MET. COAL COMPANY v. BOUTELL TRUSTEE TOWING COMPANY

Supreme Judicial Court of Massachusetts (1907)

Facts

Issue

Holding — Loring, J.

Rule

Reasoning

Deep Dive: How the Court Reached Its Decision

Court's Reasoning on Acceptance

The court reasoned that the plaintiff's attempts to accept the defendant's offer were sufficient to establish a valid acceptance, despite the variations found in the written acceptance letter. The plaintiff initially attempted to accept the offer in writing but inadvertently modified some terms, which the court found did not negate their intention to accept. Additionally, the court noted that the plaintiff also conveyed an oral acceptance through the broker, which was communicated to the defendant. The core issue was whether these actions demonstrated a clear intent to accept the offer, which the court determined they did. The court emphasized that the validity of an acceptance should focus on the intention behind it, rather than the exact wording used in the written attempt. Therefore, the written acceptance's discrepancies were not sufficient to invalidate the overall acceptance, especially since the plaintiff's intention to accept was evident. This reasoning aligned with established principles of contract law, which allow for both oral and written acceptances. The court concluded that the oral acceptance through the broker, coupled with the subsequent ratification of the broker's actions, constituted a valid acceptance of the offer. Thus, the plaintiff's entitlement to enforce the contract was upheld.

Authority of the General Manager

The court further examined the authority of the defendant's general manager, William H. Mack, in binding the corporation to the contract. It was established that Mack held the title of general manager and had the responsibility to conduct the business operations of the defendant corporation. The court found that Mack's actions, including signing the offer as "Manager," created an impression of authority that the plaintiff could reasonably rely upon. The concept of ostensible authority was crucial here, as it allowed third parties to assume that Mack had the authority to act on behalf of the corporation in business transactions. The court concluded that the evidence supported a finding that Mack, when signing the offer, intended to bind the corporation. This finding was based on the context of the negotiations and the nature of Mack's role within the company. The court determined that the plaintiff was justified in believing that Mack was acting within his authority, reinforcing the legitimacy of the acceptance. Therefore, the court held that the actions taken by Mack were sufficient to bind the defendant to the terms of the contract.

Discrepancies in Acceptance

In addressing the discrepancies between the written offer and the acceptance, the court clarified that minor variances would not invalidate the acceptance if the primary intent was evident. The court recognized that the plaintiff's written acceptance did not exactly mirror the terms of the original offer, particularly regarding the start date for services and the specification of the tug's power. However, the court emphasized the importance of interpreting the acceptance in light of the overall context and the parties' intentions. It concluded that the phrase "from November 1st or earlier" could be reasonably construed to mean "before November 1st," aligning with the original offer's intent.
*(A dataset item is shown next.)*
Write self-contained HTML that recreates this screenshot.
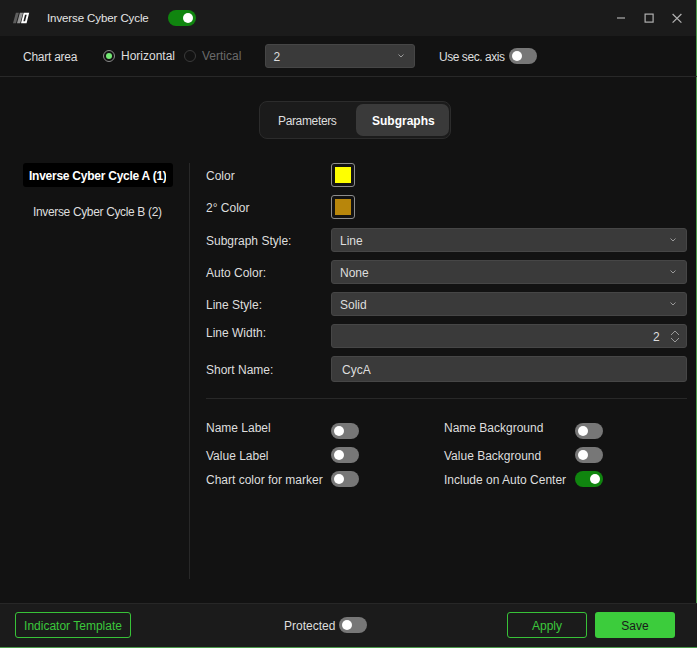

The court maintained that the essential elements of an acceptance were present regardless of these minor differences. Consequently, the judge's findings regarding the acceptance were upheld, as they were supported by a reasonable interpretation of the language used by the plaintiff. This approach demonstrated the court's commitment to upholding contractual agreements based on the parties' intentions rather than rigid adherence to form.

Ratification of Broker's Actions

The court also focused on the ratification of the broker's actions as a pivotal point in establishing the validity of the acceptance. After the broker communicated the acceptance to the defendant, the plaintiff's president expressed satisfaction with this acceptance. This communication was crucial as it indicated the plaintiff's approval and acknowledgment of the broker's authority to act on its behalf. The court reasoned that the plaintiff's ratification of the broker's actions solidified the acceptance of the offer, making it binding. The ratification principle operates under the premise that a principal can affirm an agent's actions even if those actions were initially unauthorized. In this case, the court found that the plaintiff's subsequent approval of the broker's acceptance constituted a valid ratification, which further supported the conclusion that a contract had been established. This aspect of the court's reasoning highlighted the importance of agency relationships and the implications of ratifying actions taken by agents in contractual dealings.

Conclusion on Damages

Finally, the court addressed the issue of damages resulting from the defendant's breach of contract. The assessor had determined the damages based on the difference between what the plaintiff would have paid under the contract and what it ultimately incurred due to the breach. The court supported the assessor's findings, concluding that the plaintiff acted reasonably in mitigating its losses by seeking alternative transportation methods for its coal. The court emphasized that the plaintiff was not required to secure a specific contract for the transportation of coal immediately after the breach. Instead, it was sufficient that the plaintiff took reasonable steps to minimize its losses given the circumstances. The court affirmed that the damages calculated by the assessor were appropriate, as they reflected the actual costs incurred by the plaintiff as a result of the defendant's failure to perform under the contract. Thus, the court ruled in favor of the plaintiff, granting damages for the breach, which reinforced the principle that a party suffering from a breach of contract is entitled to be compensated for its losses.